Hermosa Beach Murals Theme and Concept Chair, George Schmeltzer, said he’s amazed at van Hamersveld’s concept, which he said is very adept at honoring the sport itself and all of Hermosa’s surf legends in one fell swoop.

“It’s not something I could have predicted,” Schmeltzer said. “I saw people on surfboards, the standard thing that you think of when you think of surfboards. It takes an artist. That’s what artists do. They’re not only the mechanics of painting, but they have a tremendous creative capability … I’m just blown away by how quickly and how easily the artists come up with these interesting, provocative concepts.”

Schmeltzer has been amazed by every mural that the nonprofit has commissioned, and is pleased that the five murals vary widely in technique, theme, design and artistic vision.

“Something we’ve consciously aimed for is to not repeat, so it’s not only the history of Hermosa Beach. We’re trying to put up things that are interesting and will attract discussion, not just on the subject matter, but the actual style of the art itself,” Schmeltzer said.

HBMP President Chuck Sheldon said he hopes the murals will become recognized as an inherently iconic part of Hermosa, a nod to its history, as well as a way to create a new artistic history, all within a walkable 250 yards of one another.

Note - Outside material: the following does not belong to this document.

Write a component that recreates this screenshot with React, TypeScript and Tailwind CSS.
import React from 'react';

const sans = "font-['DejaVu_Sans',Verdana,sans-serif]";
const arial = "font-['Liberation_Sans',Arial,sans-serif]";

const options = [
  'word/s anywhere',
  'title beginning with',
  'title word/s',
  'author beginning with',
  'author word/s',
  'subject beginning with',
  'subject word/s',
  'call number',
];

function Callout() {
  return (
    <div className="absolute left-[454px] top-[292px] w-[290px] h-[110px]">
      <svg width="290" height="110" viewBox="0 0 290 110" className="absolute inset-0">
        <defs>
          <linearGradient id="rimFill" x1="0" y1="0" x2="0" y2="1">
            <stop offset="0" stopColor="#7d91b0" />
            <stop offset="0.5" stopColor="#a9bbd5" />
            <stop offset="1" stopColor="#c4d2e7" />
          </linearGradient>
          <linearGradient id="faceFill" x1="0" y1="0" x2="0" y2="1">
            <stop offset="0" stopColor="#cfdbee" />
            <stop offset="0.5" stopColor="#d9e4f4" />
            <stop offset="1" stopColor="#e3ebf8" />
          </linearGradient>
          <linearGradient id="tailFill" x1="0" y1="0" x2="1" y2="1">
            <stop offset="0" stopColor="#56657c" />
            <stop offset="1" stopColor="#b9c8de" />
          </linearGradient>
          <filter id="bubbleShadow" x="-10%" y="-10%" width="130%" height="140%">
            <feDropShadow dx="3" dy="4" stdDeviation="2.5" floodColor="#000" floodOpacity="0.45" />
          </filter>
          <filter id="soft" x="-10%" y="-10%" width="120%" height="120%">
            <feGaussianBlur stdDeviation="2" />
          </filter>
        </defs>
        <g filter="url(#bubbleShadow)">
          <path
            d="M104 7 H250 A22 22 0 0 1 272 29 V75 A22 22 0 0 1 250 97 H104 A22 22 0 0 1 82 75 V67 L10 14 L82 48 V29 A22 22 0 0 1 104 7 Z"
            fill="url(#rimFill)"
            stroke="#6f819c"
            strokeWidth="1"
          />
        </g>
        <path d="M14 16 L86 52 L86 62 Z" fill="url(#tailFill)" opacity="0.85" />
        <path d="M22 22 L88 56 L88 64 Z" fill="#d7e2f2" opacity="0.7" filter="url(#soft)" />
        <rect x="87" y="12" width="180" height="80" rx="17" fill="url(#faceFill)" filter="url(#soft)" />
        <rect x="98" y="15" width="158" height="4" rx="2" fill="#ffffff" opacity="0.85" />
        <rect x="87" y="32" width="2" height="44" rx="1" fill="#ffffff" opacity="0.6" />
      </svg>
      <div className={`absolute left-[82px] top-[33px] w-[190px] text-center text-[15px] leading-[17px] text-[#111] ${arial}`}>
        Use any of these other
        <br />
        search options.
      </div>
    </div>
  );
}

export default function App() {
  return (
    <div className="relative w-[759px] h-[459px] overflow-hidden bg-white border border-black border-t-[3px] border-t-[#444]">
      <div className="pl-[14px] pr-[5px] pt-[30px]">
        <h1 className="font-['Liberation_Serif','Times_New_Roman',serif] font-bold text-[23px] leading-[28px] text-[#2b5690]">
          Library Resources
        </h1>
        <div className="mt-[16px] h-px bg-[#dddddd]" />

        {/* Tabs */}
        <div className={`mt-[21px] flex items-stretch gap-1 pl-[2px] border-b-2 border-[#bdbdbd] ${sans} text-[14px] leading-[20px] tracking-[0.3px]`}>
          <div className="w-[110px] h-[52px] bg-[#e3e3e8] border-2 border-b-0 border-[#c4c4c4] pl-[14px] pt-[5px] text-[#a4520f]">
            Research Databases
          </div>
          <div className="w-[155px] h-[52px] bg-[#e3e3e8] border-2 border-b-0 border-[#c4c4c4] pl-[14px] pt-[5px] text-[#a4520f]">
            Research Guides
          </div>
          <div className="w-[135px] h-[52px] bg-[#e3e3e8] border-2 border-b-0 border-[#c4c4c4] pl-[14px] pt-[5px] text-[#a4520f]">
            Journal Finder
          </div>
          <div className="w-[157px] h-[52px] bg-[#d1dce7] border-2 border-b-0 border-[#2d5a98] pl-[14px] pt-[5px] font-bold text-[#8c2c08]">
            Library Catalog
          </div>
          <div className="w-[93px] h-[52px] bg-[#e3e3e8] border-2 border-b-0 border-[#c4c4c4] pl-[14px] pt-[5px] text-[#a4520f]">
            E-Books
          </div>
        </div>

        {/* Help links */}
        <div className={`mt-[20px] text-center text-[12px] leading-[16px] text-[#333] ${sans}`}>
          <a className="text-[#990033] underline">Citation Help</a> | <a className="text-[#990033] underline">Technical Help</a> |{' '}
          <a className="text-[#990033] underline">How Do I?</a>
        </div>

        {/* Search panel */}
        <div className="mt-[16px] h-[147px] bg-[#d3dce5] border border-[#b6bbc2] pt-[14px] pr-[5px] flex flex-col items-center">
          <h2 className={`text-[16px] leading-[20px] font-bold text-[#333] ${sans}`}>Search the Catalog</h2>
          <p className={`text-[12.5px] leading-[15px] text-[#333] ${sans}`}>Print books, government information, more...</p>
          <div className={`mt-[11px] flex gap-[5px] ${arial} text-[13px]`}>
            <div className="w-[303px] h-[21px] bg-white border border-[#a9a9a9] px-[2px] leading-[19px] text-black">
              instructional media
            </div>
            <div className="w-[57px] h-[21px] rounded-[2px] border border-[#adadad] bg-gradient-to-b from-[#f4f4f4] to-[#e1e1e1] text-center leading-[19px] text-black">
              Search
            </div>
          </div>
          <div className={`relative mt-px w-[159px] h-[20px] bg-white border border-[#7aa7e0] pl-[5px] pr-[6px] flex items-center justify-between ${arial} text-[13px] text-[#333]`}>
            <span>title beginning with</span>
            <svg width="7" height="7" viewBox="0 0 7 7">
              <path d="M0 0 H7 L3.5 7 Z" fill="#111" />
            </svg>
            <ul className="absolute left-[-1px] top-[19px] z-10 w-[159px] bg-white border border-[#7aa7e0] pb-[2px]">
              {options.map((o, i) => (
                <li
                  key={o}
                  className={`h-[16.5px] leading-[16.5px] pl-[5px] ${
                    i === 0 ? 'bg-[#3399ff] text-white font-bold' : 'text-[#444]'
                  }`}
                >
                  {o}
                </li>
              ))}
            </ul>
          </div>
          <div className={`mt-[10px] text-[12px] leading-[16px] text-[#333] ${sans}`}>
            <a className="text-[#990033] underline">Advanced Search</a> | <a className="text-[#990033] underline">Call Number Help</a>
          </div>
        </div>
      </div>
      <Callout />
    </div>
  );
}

“The idea is exciting, in that once these murals are in place, there is going to be a history of Hermosa in large murals all over downtown Hermosa Beach that will lend itself both to someone going to our website and reading about the mural they’re looking at. It will lend itself to tours via proctor by the Hermosa Beach Historical Society,” Sheldon said. “I think that will be a wonderful way to introduce Hermosa to newcomers and ingratiate Hermosa to those of us who love it and live here.”

Sheldon looks forward to hanging van Hamersveld’s latest design.

“I think it will be an important addition to the mural project because of who the artist is and how striking it is,” Sheldon said.

A specific unveiling date has not been selected, but Sheldon expects the mural to be up within the next month.